Using FBO for simulation (reading from many texels, writing to a current texel)
i would like to implement some simulation, leveraging the fact of high GPU fillrates and working on a prepared/precalculated texture.
In general being at texel X,Y (textureA) i would like for example:
- read some static R/G values from textureB (X,Y)
- fetch texel value from textureA (at R/G)
- do some calculation on this fetched value
- write the result to textureA (X,Y).
Then repeat it for each texel at texture A, going line by line (so using the results from previous 'lines' for calculation of current line). In other words - result of texel XY shall depend on the values of texels LM calculated microseconds earlier (as part of the same pass), where for example L<X.
Is such an approach possible at all? I've read on NV texture barrier, so i can imagine i could split the whole space into some smaller sections, and interlave them with the texture barrier calls. So the fetch values would be already present in the texture.
I'm just wondering, whether it makes any sense at all. What i want to achieve is the highest possible performance (#simulation cycles per second) on doing some small/trivial computation of a 'levelized' net of elements (texels). I would hope to get rates of hundreds/thousands of whole texture passes per second. Does it make any sense?
Any suggestions appreciated.
Assuming the texture is 1080px high, with NV tex barrier it's doable, with 1080 drawcalls and flushes; but is not the optimal solution.

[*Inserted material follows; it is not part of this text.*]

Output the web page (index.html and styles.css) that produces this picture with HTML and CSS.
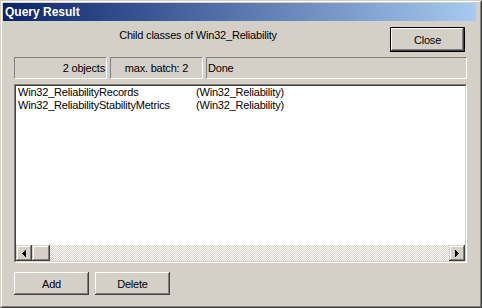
FILE: index.html
```html
<!DOCTYPE html>
<html>
<head>
<meta charset="utf-8">
<link rel="stylesheet" href="styles.css">
</head>
<body>
<div class="window">
  <div class="frame">
    <div class="titlebar"><span class="title">Query Result</span></div>
    <div class="content">
      <div class="head">
        <div class="caption">Child classes of Win32_Reliability</div>
        <button class="btn btn-default">Close</button>
      </div>
      <div class="status">
        <div class="panel panel-count">2 objects</div>
        <div class="panel panel-batch">max. batch: 2</div>
        <div class="panel panel-state">Done</div>
      </div>
      <div class="list">
        <div class="list-inner">
          <div class="items">
            <div class="row"><span class="col-name">Win32_ReliabilityRecords</span><span class="col-parent">(Win32_Reliability)</span></div>
            <div class="row"><span class="col-name">Win32_ReliabilityStabilityMetrics</span><span class="col-parent">(Win32_Reliability)</span></div>
          </div>
          <div class="hscroll">
            <div class="sbtn"><svg width="4" height="7" viewBox="0 0 4 7" shape-rendering="crispEdges"><path d="M3 0h1v7h-1z M2 1h1v5h-1z M1 2h1v3h-1z M0 3h1v1h-1z" fill="#000"/></svg></div>
            <div class="thumb"></div>
            <div class="track"></div>
            <div class="sbtn"><svg width="4" height="7" viewBox="0 0 4 7" shape-rendering="crispEdges"><path d="M0 0h1v7h-1z M1 1h1v5h-1z M2 2h1v3h-1z M3 3h1v1h-1z" fill="#000"/></svg></div>
          </div>
        </div>
      </div>
      <div class="actions">
        <button class="btn">Add</button>
        <button class="btn">Delete</button>
      </div>
    </div>
  </div>
</div>
</body>
</html>
```

FILE: styles.css
```css
html, body {
  margin: 0;
  padding: 0;
  background: #d4d0c8;
}

body {
  font-family: "Liberation Sans", Arial, sans-serif;
  font-size: 11px;
  letter-spacing: -0.2px;
  color: #000;
}

.window {
  box-sizing: border-box;
  width: 482px;
  height: 308px;
  border: 1px solid;
  border-color: #d4d0c8 #404040 #404040 #d4d0c8;
  background: #d4d0c8;
}

.frame {
  box-sizing: border-box;
  height: 100%;
  border: 1px solid;
  border-color: #fff #808080 #808080 #fff;
  padding: 1px 4px 1px 1px;
  display: flex;
  flex-direction: column;
}

.titlebar {
  height: 18px;
  flex: none;
  display: flex;
  align-items: center;
  padding-left: 2px;
  background: linear-gradient(to right, #0a246a, #a6caf0);
}

.title {
  color: #fff;
  font-weight: bold;
  font-size: 12px;
  letter-spacing: 0;
  line-height: 18px;
}

.content {
  padding: 6px 9px 0 11px;
  display: flex;
  flex-direction: column;
}

.head {
  display: flex;
  height: 25px;
}

.caption {
  flex: 1;
  margin-right: 8px;
  padding-top: 2px;
  line-height: 13px;
  text-align: center;
}

.btn {
  font-family: inherit;
  font-size: 11px;
  letter-spacing: -0.2px;
  color: #000;
  background: #d4d0c8;
  border: none;
  margin: 0;
  padding: 0;
  width: 75px;
  height: 23px;
  box-sizing: border-box;
  box-shadow: inset -1px -1px #404040, inset 1px 1px #fff, inset -2px -2px #808080, inset 2px 2px #d4d0c8;
}

.btn-default {
  height: 25px;
  margin-right: 2px;
  border: 1px solid #000;
}

.status {
  display: flex;
  gap: 3px;
  height: 22px;
  margin-top: 5px;
}

.panel {
  box-sizing: border-box;
  height: 22px;
  border: 1px solid;
  border-color: #808080 #fff #fff #808080;
  line-height: 20px;
  white-space: nowrap;
}

.panel-count {
  width: 93px;
  text-align: right;
  padding-right: 1px;
}

.panel-batch {
  width: 93px;
  text-align: center;
}

.panel-state {
  flex: 1;
  padding-left: 1px;
}

.list {
  box-sizing: border-box;
  height: 179px;
  margin-top: 5px;
  border: 1px solid;
  border-color: #808080 #fff #fff #808080;
}

.list-inner {
  box-sizing: border-box;
  height: 100%;
  border: 1px solid;
  border-color: #404040 #d4d0c8 #d4d0c8 #404040;
  background: #fff;
  display: flex;
  flex-direction: column;
}

.items {
  flex: 1;
  padding-left: 2px;
}

.row {
  display: flex;
  line-height: 13px;
  white-space: nowrap;
}

.col-name {
  width: 178px;
}

.hscroll {
  height: 16px;
  display: flex;
  flex: none;
}

.sbtn, .thumb {
  width: 16px;
  height: 16px;
  box-sizing: border-box;
  background: #d4d0c8;
  box-shadow: inset -1px -1px #404040, inset 1px 1px #d4d0c8, inset -2px -2px #808080, inset 2px 2px #fff;
  display: flex;
  align-items: center;
  justify-content: center;
}

.sbtn svg {
  display: block;
  margin-right: 1px;
}

.thumb {
  width: 18px;
}

.track {
  flex: 1;
  background: repeating-conic-gradient(#fff 0 25%, #d4d0c8 0 50%) 0 0 / 2px 2px;
}

.actions {
  display: flex;
  gap: 6px;
  margin-top: 9px;
}
```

You can do it with 1080/N drawcalls with transform-feedback, where N is how many vertically-adjacent pixels you handle per vertex. Ping-pong between two buffers that are TEX_WIDTH*N*texel_size big each. Your vertex data input and output sizes are N*texel_size; the higher size achievable, the better. Before the ping-pong loop, a separate transform-feedback shader is used to preload data from the texture into a buffer. Or, it's just best to keep everything in a VBO from the beginning; with every N vertical pixels packed together.
You can also use ARB_compute_shader. The most flexible, but not scalable configuration, is a workgroup of (1,1,1) size, and a dispatch of (TEX_WIDTH,1,1). In the shader loop TEX_HEIGHT times and load texels, calculate with previous values, imageStore(). If your TEX_HEIGHT is 1024, this will be the optimal solution for gpus with <= 1024 scalar/vector cores. Which is fortunately the case for all current high-end AMD gpus, and most nVidia ones.
You'll have to search for hardware-generated SAT (summed-area-tables), as they solve a similar issue when the function is simply a sum of texels above and to the left. Maybe it'll give you ideas.